**Objective:** Write out the entire listing below exactly as it appears, minus any pictures.

# Dataset excerpt start

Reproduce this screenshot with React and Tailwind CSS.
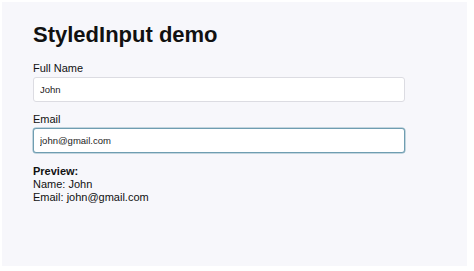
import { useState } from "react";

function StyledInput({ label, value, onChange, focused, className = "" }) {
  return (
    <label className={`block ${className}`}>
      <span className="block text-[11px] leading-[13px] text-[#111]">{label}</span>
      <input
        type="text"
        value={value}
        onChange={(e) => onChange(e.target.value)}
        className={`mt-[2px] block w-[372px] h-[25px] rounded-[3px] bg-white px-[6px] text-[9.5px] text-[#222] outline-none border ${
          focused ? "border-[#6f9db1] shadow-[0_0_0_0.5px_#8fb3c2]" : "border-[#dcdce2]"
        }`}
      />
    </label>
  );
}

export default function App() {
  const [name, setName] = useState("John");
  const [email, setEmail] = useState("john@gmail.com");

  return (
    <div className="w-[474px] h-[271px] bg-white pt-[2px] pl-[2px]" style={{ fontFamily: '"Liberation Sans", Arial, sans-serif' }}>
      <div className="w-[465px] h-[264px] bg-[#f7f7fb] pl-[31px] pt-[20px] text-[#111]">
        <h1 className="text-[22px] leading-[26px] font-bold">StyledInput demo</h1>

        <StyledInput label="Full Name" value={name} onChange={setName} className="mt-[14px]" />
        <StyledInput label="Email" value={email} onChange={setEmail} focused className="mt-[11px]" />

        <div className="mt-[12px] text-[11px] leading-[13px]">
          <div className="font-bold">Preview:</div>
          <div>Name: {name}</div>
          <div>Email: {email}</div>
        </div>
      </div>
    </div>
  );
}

# Dataset excerpt end

**Reply:**
Reproduce this screenshot with React and Tailwind CSS.
import { useState } from "react";

function StyledInput({ label, value, onChange, focused, className = "" }) {
  return (
    <label className={`block ${className}`}>
      <span className="block text-[11px] leading-[13px] text-[#111]">{label}</span>
      <input
        type="text"
        value={value}
        onChange={(e) => onChange(e.target.value)}
        className={`mt-[2px] block w-[372px] h-[25px] rounded-[3px] bg-white px-[6px] text-[9.5px] text-[#222] outline-none border ${
          focused ? "border-[#6f9db1] shadow-[0_0_0_0.5px_#8fb3c2]" : "border-[#dcdce2]"
        }`}
      />
    </label>
  );
}

export default function App() {
  const [name, setName] = useState("John");
  const [email, setEmail] = useState("john@gmail.com");

  return (
    <div className="w-[474px] h-[271px] bg-white pt-[2px] pl-[2px]" style={{ fontFamily: '"Liberation Sans", Arial, sans-serif' }}>
      <div className="w-[465px] h-[264px] bg-[#f7f7fb] pl-[31px] pt-[20px] text-[#111]">
        <h1 className="text-[22px] leading-[26px] font-bold">StyledInput demo</h1>

        <StyledInput label="Full Name" value={name} onChange={setName} className="mt-[14px]" />
        <StyledInput label="Email" value={email} onChange={setEmail} focused className="mt-[11px]" />

        <div className="mt-[12px] text-[11px] leading-[13px]">
          <div className="font-bold">Preview:</div>
          <div>Name: {name}</div>
          <div>Email: {email}</div>
        </div>
      </div>
    </div>
  );
}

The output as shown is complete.